• _TO BE DONE_: Select and copy out every line in the records containing "with".

• _SOURCE MATERIAL_:
— START —
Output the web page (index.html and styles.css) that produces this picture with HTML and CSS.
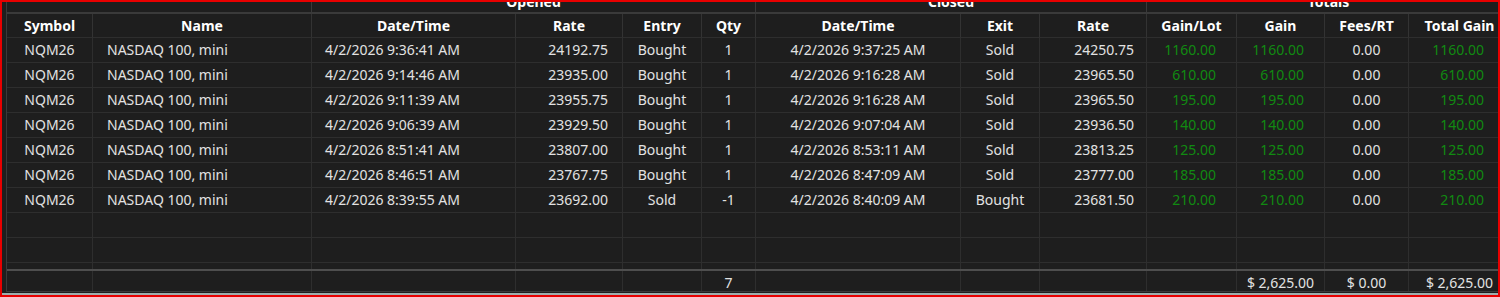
— END —
— START —
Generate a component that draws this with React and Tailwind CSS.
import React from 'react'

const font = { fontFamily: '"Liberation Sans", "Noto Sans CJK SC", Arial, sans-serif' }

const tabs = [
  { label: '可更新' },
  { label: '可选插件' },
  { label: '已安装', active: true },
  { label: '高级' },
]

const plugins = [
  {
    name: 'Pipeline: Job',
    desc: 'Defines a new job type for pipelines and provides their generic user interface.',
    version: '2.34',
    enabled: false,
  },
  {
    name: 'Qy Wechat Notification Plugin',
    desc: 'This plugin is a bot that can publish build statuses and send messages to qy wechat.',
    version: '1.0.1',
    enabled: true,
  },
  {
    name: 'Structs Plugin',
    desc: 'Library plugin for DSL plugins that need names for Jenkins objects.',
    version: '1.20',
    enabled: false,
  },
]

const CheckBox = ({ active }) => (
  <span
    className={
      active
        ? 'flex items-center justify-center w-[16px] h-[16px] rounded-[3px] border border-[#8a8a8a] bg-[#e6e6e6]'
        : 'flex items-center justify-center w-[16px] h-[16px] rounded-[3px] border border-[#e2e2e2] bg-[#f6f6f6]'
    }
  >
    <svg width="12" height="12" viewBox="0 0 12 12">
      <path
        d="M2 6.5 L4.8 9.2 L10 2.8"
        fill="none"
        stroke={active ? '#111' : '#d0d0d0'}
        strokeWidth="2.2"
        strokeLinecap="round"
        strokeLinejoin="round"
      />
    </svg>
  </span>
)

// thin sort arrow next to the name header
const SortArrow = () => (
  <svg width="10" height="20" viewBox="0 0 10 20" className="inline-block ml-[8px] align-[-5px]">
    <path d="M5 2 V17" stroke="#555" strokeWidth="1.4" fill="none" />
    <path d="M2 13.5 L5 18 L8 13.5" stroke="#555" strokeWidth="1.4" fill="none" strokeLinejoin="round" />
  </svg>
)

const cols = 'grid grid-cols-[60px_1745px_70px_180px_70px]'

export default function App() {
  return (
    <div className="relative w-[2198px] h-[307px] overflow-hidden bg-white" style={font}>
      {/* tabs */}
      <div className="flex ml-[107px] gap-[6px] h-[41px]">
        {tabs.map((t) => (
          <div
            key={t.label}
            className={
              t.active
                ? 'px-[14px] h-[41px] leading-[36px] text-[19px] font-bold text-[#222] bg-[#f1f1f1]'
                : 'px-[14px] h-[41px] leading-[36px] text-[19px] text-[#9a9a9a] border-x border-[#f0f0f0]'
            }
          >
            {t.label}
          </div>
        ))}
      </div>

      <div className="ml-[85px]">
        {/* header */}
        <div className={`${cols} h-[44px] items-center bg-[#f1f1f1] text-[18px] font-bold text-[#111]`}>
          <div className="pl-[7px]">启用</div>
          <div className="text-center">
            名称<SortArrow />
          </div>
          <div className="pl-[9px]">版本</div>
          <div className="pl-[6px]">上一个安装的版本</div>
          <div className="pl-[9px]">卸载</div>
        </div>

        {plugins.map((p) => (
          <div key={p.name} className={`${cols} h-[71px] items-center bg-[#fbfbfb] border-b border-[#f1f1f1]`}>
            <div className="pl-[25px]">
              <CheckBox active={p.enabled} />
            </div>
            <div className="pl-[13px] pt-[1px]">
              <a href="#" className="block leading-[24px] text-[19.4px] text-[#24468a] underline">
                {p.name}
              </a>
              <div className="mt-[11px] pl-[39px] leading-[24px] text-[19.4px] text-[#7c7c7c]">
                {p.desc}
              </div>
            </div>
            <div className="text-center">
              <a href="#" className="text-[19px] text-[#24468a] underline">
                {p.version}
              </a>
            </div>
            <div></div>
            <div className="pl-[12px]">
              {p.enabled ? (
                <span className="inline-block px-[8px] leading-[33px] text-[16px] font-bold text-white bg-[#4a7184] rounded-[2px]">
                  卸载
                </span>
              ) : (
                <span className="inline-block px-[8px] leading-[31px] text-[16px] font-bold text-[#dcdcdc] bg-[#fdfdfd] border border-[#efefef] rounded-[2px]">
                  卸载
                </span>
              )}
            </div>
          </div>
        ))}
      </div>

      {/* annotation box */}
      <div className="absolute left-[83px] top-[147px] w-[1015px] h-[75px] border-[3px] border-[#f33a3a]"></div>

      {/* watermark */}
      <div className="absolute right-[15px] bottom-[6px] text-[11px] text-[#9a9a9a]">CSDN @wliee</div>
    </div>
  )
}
— END —
— START —
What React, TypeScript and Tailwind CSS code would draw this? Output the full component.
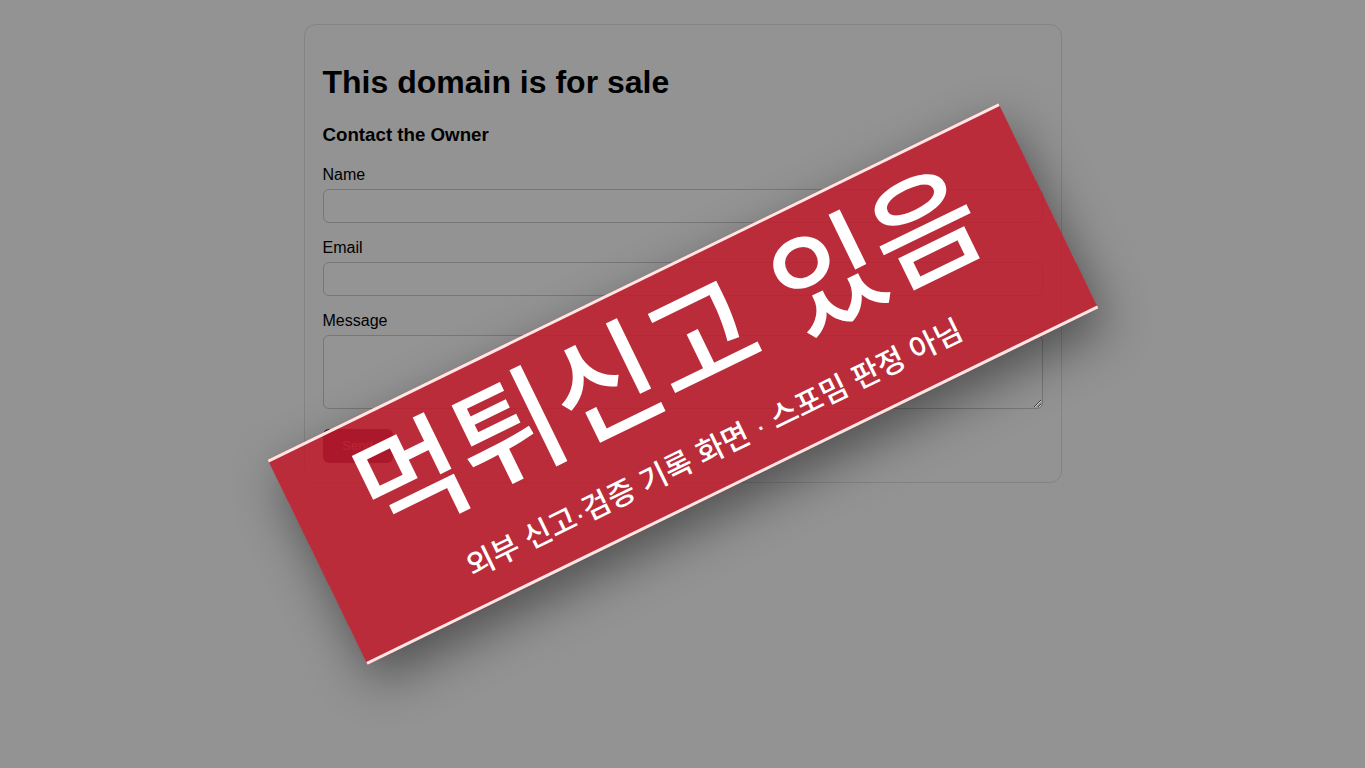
— END —
• _EXERCISE RESULT_:
Output the web page (index.html and styles.css) that produces this picture with HTML and CSS.
Generate a component that draws this with React and Tailwind CSS.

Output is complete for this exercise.